Debt-saddled Laos struggles to tame rampant inflation


Debt-saddled Laos struggles to tame rampant inflation

Suffocating under a mountain of debt to China, communist Laos is struggling to tame rampant inflation, with food prices rising so sharply that a growing number of households are resorting to foraging.

At a market in Vientiane, traders told AFP they have never known business to be so slow, as families have seen the value of their money collapse since Covid-19.

While the pandemic and Russia's invasion of Ukraine sent prices around the world spiralling, Laos has found itself incapable of putting the brakes on inflation.

Prices rocketed 23 percent in 2022 and 31 percent last year, while they are on course for 25 percent this year, according to the Asian Development Bank (ADB).

Families in particular have been hit hard as the cost of basic staples such as rice, sugar, oil and chicken doubled last year.

A growing number of households are so desperate for food that they are now having to forage to supplement their diets, according to a World Bank household survey earlier this year.

At Vientiane's morning market, a gold trader said that where customers used to come to buy necklaces, rings and earrings for special occasions, now all anyone wants is to sell their valuables to raise cash.

"I sometimes sit all day and nobody buys my gold," the 45-year-old told AFP last month, speaking on condition of anonymity because talking to foreign media in authoritarian, one-party Laos is risky.

"My shop used to be busy but now nobody buys gold -- they all come to sell it to get money."

After 15 years running his shop, the trader said he fears for the future of his business.

- 'Unsustainable' debt -

Despite three decades of consistent economic growth, Laos remains one of the poorest countries in Asia, with limited transport infrastructure and a low-skilled workforce mostly employed in agriculture.

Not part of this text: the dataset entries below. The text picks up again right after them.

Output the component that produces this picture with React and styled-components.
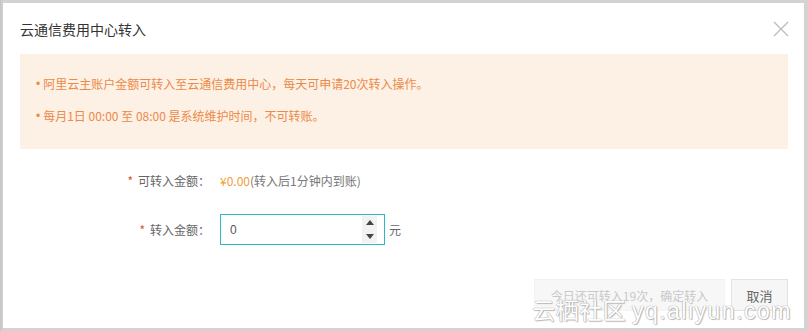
import styled, { createGlobalStyle } from "styled-components";

const GlobalStyle = createGlobalStyle`
  html, body {
    margin: 0;
    padding: 0;
    background: #c9c9c9;
  }
  body {
    font-family: "Noto Sans CJK SC", "Noto Sans", "Liberation Sans", sans-serif;
  }
`;

const Backdrop = styled.div`
  width: 808px;
  height: 331px;
  box-sizing: border-box;
  padding: 3px 4px 3px 3px;
  background: linear-gradient(to right, #c4c4c4 0, #d3d3d3 3px);
`;

const Dialog = styled.div`
  position: relative;
  height: 100%;
  background: #fff;
  box-sizing: border-box;
  padding: 0 16px 0 17px;
  display: flex;
  flex-direction: column;
  overflow: hidden;
`;

const Header = styled.div`
  height: 51px;
  display: flex;
  align-items: center;
  justify-content: space-between;
`;

const Title = styled.h2`
  margin: 0;
  font-size: 14px;
  font-weight: 400;
  color: #333;
`;

const Close = styled.button`
  width: 18px;
  height: 18px;
  margin-right: -2px;
  padding: 0;
  border: none;
  background: transparent;
  display: flex;
  align-items: center;
  justify-content: center;
  cursor: pointer;
`;

const Notice = styled.ul`
  margin: 0;
  list-style: none;
  background: #fdf1e5;
  padding: 22px 16px 25px 16px;
  display: flex;
  flex-direction: column;
  gap: 16px;
`;

const NoticeItem = styled.li`
  font-size: 12px;
  line-height: 16px;
  color: #ec8a49;
  display: flex;

  &::before {
    content: "•";
    margin-right: 3px;
    font-family: "Liberation Sans", sans-serif;
  }
`;

const Form = styled.div`
  margin-top: 16px;
  display: grid;
  grid-template-columns: 190px 1fr;
  column-gap: 10px;
  row-gap: 18px;
  align-items: center;
`;

const Label = styled.label`
  justify-self: end;
  font-size: 12px;
  color: #666;
  line-height: 31px;
  display: flex;
  gap: 5px;

  &::before {
    content: "*";
    color: #d9541f;
  }
`;

const Value = styled.div`
  font-size: 12px;
  color: #777;
  line-height: 31px;
`;

const Amount = styled.span`
  color: #f0a03c;
`;

const Field = styled.div`
  display: flex;
  align-items: center;
  gap: 4px;
`;

const InputBox = styled.div`
  width: 165px;
  height: 31px;
  box-sizing: border-box;
  border: 1px solid #2bb8c8;
  display: flex;
  align-items: center;
  padding: 0 7px 0 9px;
`;

const Input = styled.input`
  flex: 1;
  min-width: 0;
  border: none;
  outline: none;
  font-family: "Liberation Sans", sans-serif;
  font-size: 12px;
  color: #555;
  padding: 0;
  background: transparent;
`;

const Spinner = styled.div`
  width: 15px;
  height: 27px;
  background: #f2f2f2;
  display: flex;
  flex-direction: column;
  align-items: center;
  justify-content: space-around;
`;

const Arrow = styled.span`
  width: 0;
  height: 0;
  border-left: 4px solid transparent;
  border-right: 4px solid transparent;
  ${(p) =>
    p.$up ? "border-bottom: 5px solid #444;" : "border-top: 5px solid #444;"}
`;

const Unit = styled.span`
  font-size: 12px;
  color: #666;
`;

const Footer = styled.div`
  margin-top: auto;
  padding-bottom: 17px;
  display: flex;
  justify-content: flex-end;
  gap: 6px;
`;

const Button = styled.button`
  height: 32px;
  width: ${(p) => p.$w}px;
  box-sizing: border-box;
  border: 1px solid ${(p) => (p.$disabled ? "#f2f2f2" : "#e3e3e3")};
  background: ${(p) => (p.$disabled ? "#f7f7f7" : "#f6f6f6")};
  color: ${(p) => (p.$disabled ? "#c9c9c9" : "#666")};
  font-family: inherit;
  font-size: ${(p) => (p.$disabled ? 12 : 13)}px;
  padding: 0;
`;

const Watermark = styled.div`
  position: absolute;
  right: 12px;
  bottom: 4px;
  font-size: 23px;
  line-height: 26px;
  color: #fff;
  white-space: nowrap;
  letter-spacing: 0.5px;
  text-shadow: 0 0 1px #a0a0a0, 0 0 1px #a0a0a0, 1px 1px 1px #c0c0c0;
  pointer-events: none;

  span {
    font-family: "Liberation Sans", sans-serif;
    letter-spacing: 1.5px;
  }
`;

export default function App() {
  return (
    <>
      <GlobalStyle />
      <Backdrop>
        <Dialog>
          <Header>
            <Title>云通信费用中心转入</Title>
            <Close aria-label="close">
              <svg width="16" height="16" viewBox="0 0 16 16">
                <path d="M1 1L15 15M15 1L1 15" stroke="#bdbdbd" strokeWidth="1.4" fill="none" />
              </svg>
            </Close>
          </Header>
          <Notice>
            <NoticeItem>阿里云主账户金额可转入至云通信费用中心，每天可申请20次转入操作。</NoticeItem>
            <NoticeItem>每月1日 00:00 至 08:00 是系统维护时间，不可转账。</NoticeItem>
          </Notice>
          <Form>
            <Label>可转入金额：</Label>
            <Value>
              <Amount>¥0.00</Amount>(转入后1分钟内到账)
            </Value>
            <Label>转入金额：</Label>
            <Field>
              <InputBox>
                <Input defaultValue="0" />
                <Spinner>
                  <Arrow $up />
                  <Arrow />
                </Spinner>
              </InputBox>
              <Unit>元</Unit>
            </Field>
          </Form>
          <Footer>
            <Button $w={191} $disabled>今日还可转入19次，确定转入</Button>
            <Button $w={57}>取消</Button>
          </Footer>
          <Watermark>
            云栖社区 <span>yq.aliyun.com</span>
          </Watermark>
        </Dialog>
      </Backdrop>
    </>
  );
}
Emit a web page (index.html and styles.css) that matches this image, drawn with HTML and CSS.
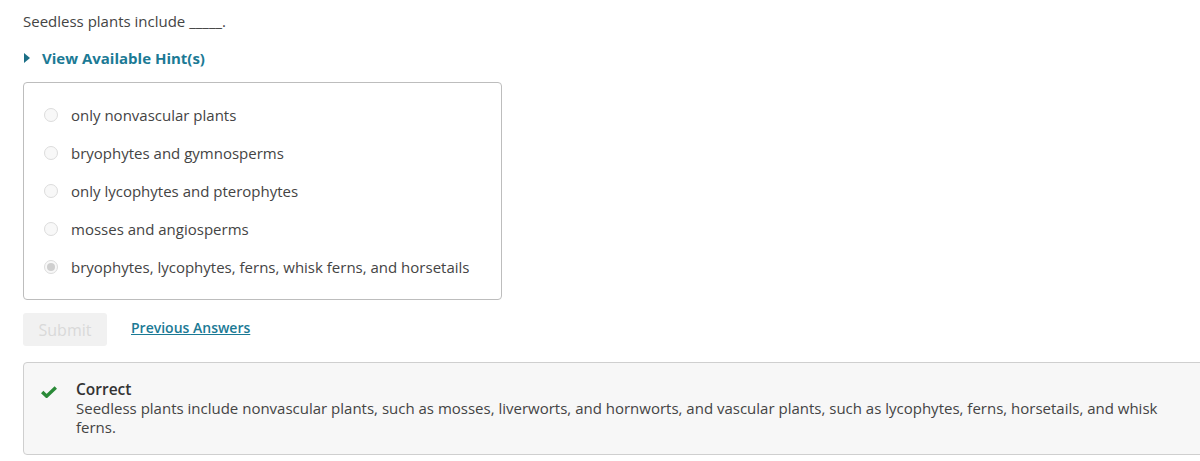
FILE: index.html
```html
<!DOCTYPE html>
<html>
<head>
<meta charset="utf-8">
<link rel="stylesheet" href="styles.css">
</head>
<body>
<div class="page">
  <p class="question">Seedless plants include _____.</p>
  <div class="hint">
    <span class="tri"></span>
    <span class="hint-text">View Available Hint(s)</span>
  </div>
  <div class="options">
    <label class="opt"><span class="radio"></span><span>only nonvascular plants</span></label>
    <label class="opt"><span class="radio"></span><span>bryophytes and gymnosperms</span></label>
    <label class="opt"><span class="radio"></span><span>only lycophytes and pterophytes</span></label>
    <label class="opt"><span class="radio"></span><span>mosses and angiosperms</span></label>
    <label class="opt"><span class="radio checked"></span><span>bryophytes, lycophytes, ferns, whisk ferns, and horsetails</span></label>
  </div>
  <div class="actions">
    <span class="submit">Submit</span>
    <a class="prev">Previous Answers</a>
  </div>
  <div class="feedback">
    <svg class="check" width="16" height="12" viewBox="0 0 16 12"><path d="M1.2 6 L5.6 10.2 L14.8 1.4" fill="none" stroke="#2a8a38" stroke-width="3.4"/></svg>
    <div class="fb-text">
      <div class="fb-title">Correct</div>
      <div class="fb-body">Seedless plants include nonvascular plants, such as mosses, liverworts, and hornworts, and vascular plants, such as lycophytes, ferns, horsetails, and whisk ferns.</div>
    </div>
  </div>
</div>
</body>
</html>
```
FILE: styles.css
```css
html, body { margin: 0; padding: 0; overflow: hidden; background: #fff; }
body { font-family: "Open Sans", "Noto Sans", sans-serif; font-size: 15px; color: #444; }
.page { padding: 11px 0 0 23px; }
.question { margin: 0; line-height: 20px; height: 20px; }
.hint { display: flex; align-items: center; margin-top: 17px; height: 20px; }
.tri { width: 0; height: 0; border-top: 5px solid transparent; border-bottom: 5px solid transparent; border-left: 6px solid #1b6f86; margin-left: 1px; }
.hint-text { margin-left: 12px; font-weight: 700; color: #1b7a95; font-size: 15px; }
.options { margin-top: 14px; width: 477px; border: 1px solid #bdbdbd; border-radius: 4px; padding: 13px 0; }
.opt { display: flex; align-items: center; height: 38px; padding-left: 20px; }
.radio { width: 14px; height: 14px; border: 1px solid #dcdcdc; border-radius: 50%; background: #f8f8f8; margin-right: 13px; box-sizing: border-box; position: relative; }
.radio.checked::after { content: ""; position: absolute; left: 2px; top: 2px; width: 8px; height: 8px; border-radius: 50%; background: #cfcfcf; }
.actions { display: flex; align-items: center; margin-top: 13px; }
.submit { width: 84px; height: 33px; background: #f1f1f1; border-radius: 3px; color: #d9d9d9; display: flex; align-items: center; justify-content: center; font-size: 16px; }
.prev { margin-left: 24px; color: #1b7a95; font-weight: 600; font-size: 14px; text-decoration: underline; margin-top: -5px; }
.feedback { margin-top: 16px; width: 1190px; height: 93px; box-sizing: border-box; border: 1px solid #cfcfcf; border-radius: 4px; background: #f7f7f7; display: flex; padding: 16px 20px 0 17px; }
.check { margin-top: 7px; flex: none; }
.fb-text { margin-left: 19px; width: 1098px; }
.fb-title { font-weight: 600; font-size: 15.5px; color: #333; line-height: 20px; }
.fb-body { line-height: 19px; }
```
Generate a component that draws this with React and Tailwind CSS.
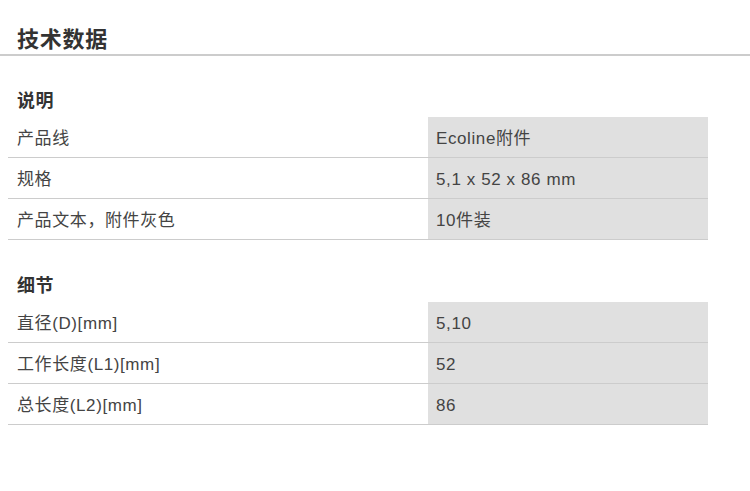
const sections = [
  {
    title: "说明",
    rows: [
      ["产品线", "Ecoline附件"],
      ["规格", "5,1 x 52 x 86 mm"],
      ["产品文本，附件灰色", "10件装"],
    ],
  },
  {
    title: "细节",
    rows: [
      ["直径(D)[mm]", "5,10"],
      ["工作长度(L1)[mm]", "52"],
      ["总长度(L2)[mm]", "86"],
    ],
  },
];

const font = {
  fontFamily: '"Liberation Sans", "Noto Sans CJK SC", sans-serif',
};

export default function App() {
  return (
    <div className="w-[750px] h-[491px] bg-white text-[#333]" style={font}>
      <div className="h-[56px] flex items-end px-[17px] border-b-2 border-[#cccccc]">
        <h1 className="text-[22px] leading-[28px] tracking-[0.75px] font-bold text-[#333]">技术数据</h1>
      </div>

      <div className="pl-[8px] w-[708px]">
        {sections.map((section, i) => (
          <div key={section.title} className={i === 0 ? "mt-[33px]" : "mt-[34px]"}>
            <h2 className="px-[9px] h-[24px] leading-[24px] text-[18px] tracking-[0.5px] font-bold text-[#333] mb-[4px]">
              {section.title}
            </h2>
            <div>
              {section.rows.map(([label, value]) => (
                <div
                  key={label}
                  className="grid grid-cols-[420px_280px] h-[41px] border-b border-[#cccccc] text-[17px] tracking-[0.6px] text-[#444]"
                >
                  <div className="flex items-center px-[9px] pt-[3px]">{label}</div>
                  <div className="flex items-center px-[8px] pt-[3px] bg-[#e0e0e0]">{value}</div>
                </div>
              ))}
            </div>
          </div>
        ))}
      </div>
    </div>
  );
}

Life expectancy is just 69 years and the ADB says that nearly one in three children under five is stunted because of malnutrition -- one of the highest rates globally.

In recent years, the government has borrowed billions of dollars from neighbour China to fund a $6-billion high-speed railway and a series of major hydropower dams -- aiming to become the "battery" of Southeast Asia.

The World Bank warned in a report last week that public debt -- over $13 billion, or 108 percent of GDP -- was "unsustainable".

Servicing the debt is fuelling inflation by driving down the value of the kip, which lost half its value against the dollar in 2022, and nearly a fifth in the first nine months of 2024.

"Given Laos' heavy reliance on imports, the kip's depreciation has driven up domestic consumer prices and inflation, squeezing domestic demand and slowing economic recovery," Poh Lynn Ng, an economist with the ASEAN+3 Macroeconomic Research Office (AMRO), told AFP.